None of them ever had phone credit and there was a lethargy about them that was hard to miss. They would sometimes ask me if I knew of any jobs going, but in a small Southeast Asian nation, ravaged by 24 years of illegal occupation by the Indonesian military, development has progressed slowly and these future breadwinners in what is a male-dominated society are still bread-less.

The only jobs these young chaps could envisage themselves doing were things like driving taxis, working as security guards or – and this one was the Holy Grail – leaving East Timor and travelling to the UK to work in a factory on a Portuguese passport, taking advantage of Timor-Leste's colonial past.

It's easy to pass off Timor-Leste's youth unemployment problem as something that just takes a while to overcome, but post-conflict countries don't have the luxury of time. When the UN arrived in 1999 to help secure independence, it operated a top-down approach that all but ignored the needs of the people at the grassroots level, the guys who would end up sat on top of burned-out cars, and it was their dissatisfaction with independence that played a significant role in the violence of 2006.

The riots of 2006 weren't supposed to happen and they certainly weren't supposed to leave 37 people dead and 150,000 displaced. The international community had helped the nation formally achieve its independence in 2002, but then as the UN scaled back it left behind a weak democracy and a divided society.

Timor-Leste is a young nation in every respect, with about half of the population of 1.1 million aged below the age of 17, according to the World Bank. Women have, on average, six children each and the youth demographic (12-29) makes up more than one-third of the population.

In 2006, when a labour dispute in the armed forces escalated into a crisis that brought the country to its knees, the international community had little choice but to admit the shortcomings of international aid as disenfranchised youths went out onto the streets and fought with neither rhyme nor reason.

Timor-Leste's youths have struggled to conceptualize their national identity outside of their country's independence struggle. The unification of the people within what became "Timor-Leste" simply didn't happen in the beginning and and what divides there were became institutionalized and politicized as the elites squabbled among themselves for the spoils of the state.

Youth unemployment peaks at more than 40 percent in Timor-Leste's urban centers and yet successive governments have been unable to tackle this because they've had security issues top of their agenda. The Secretariat of State for Vocational Training and Employment (SEFOPE) hasn't had the capacity to put the pieces together, but things are changing.

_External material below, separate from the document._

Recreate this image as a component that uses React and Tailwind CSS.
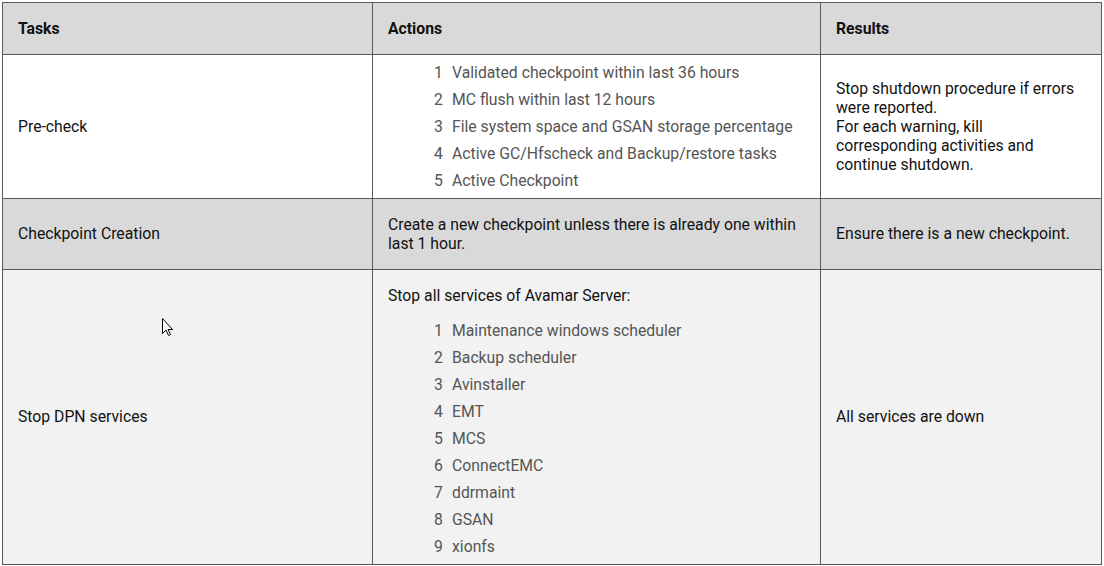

Timor-Leste is still a predominantly agricultural country and the government and its partners have been working hard to create gainful employment opportunities for young people, especially in rural areas as the cities can't cope with the influx of jobless youths.

The International Labour Organization (ILO) took the bull by the horns early on with what it called an "unusual approach" to employment generation.

ILO started delivering activities through SEFOPE, rather than utilizing the standard method of creating a team of skilled national personnel on unsustainable UN salaries, which often leads to project collapse once the program closes.

ILO's support of SEFOPE has brought the government closer to skills training providers and micro-finance institutions, bolstering the capacity of each and opening up new opportunities for short- and long-term employment. I saw various employment-generating projects as I travelled around the country meeting young blacksmiths, artists, laborers and groups producing everything from coconut oil to tofu.

With a state budget of more than a billion dollars for 2011 – by far the largest in the country's history – there are high hopes among the Timorese people that their government will be able to come good on promises to replace conflict with development... permanently.

As for my little gang on the car, the last I heard one had left Timor-Leste for the UK and the rest were muddling through on cockfight winnings and handouts from their families. The car wreck, however, had been removed, towed away in the dead of the night.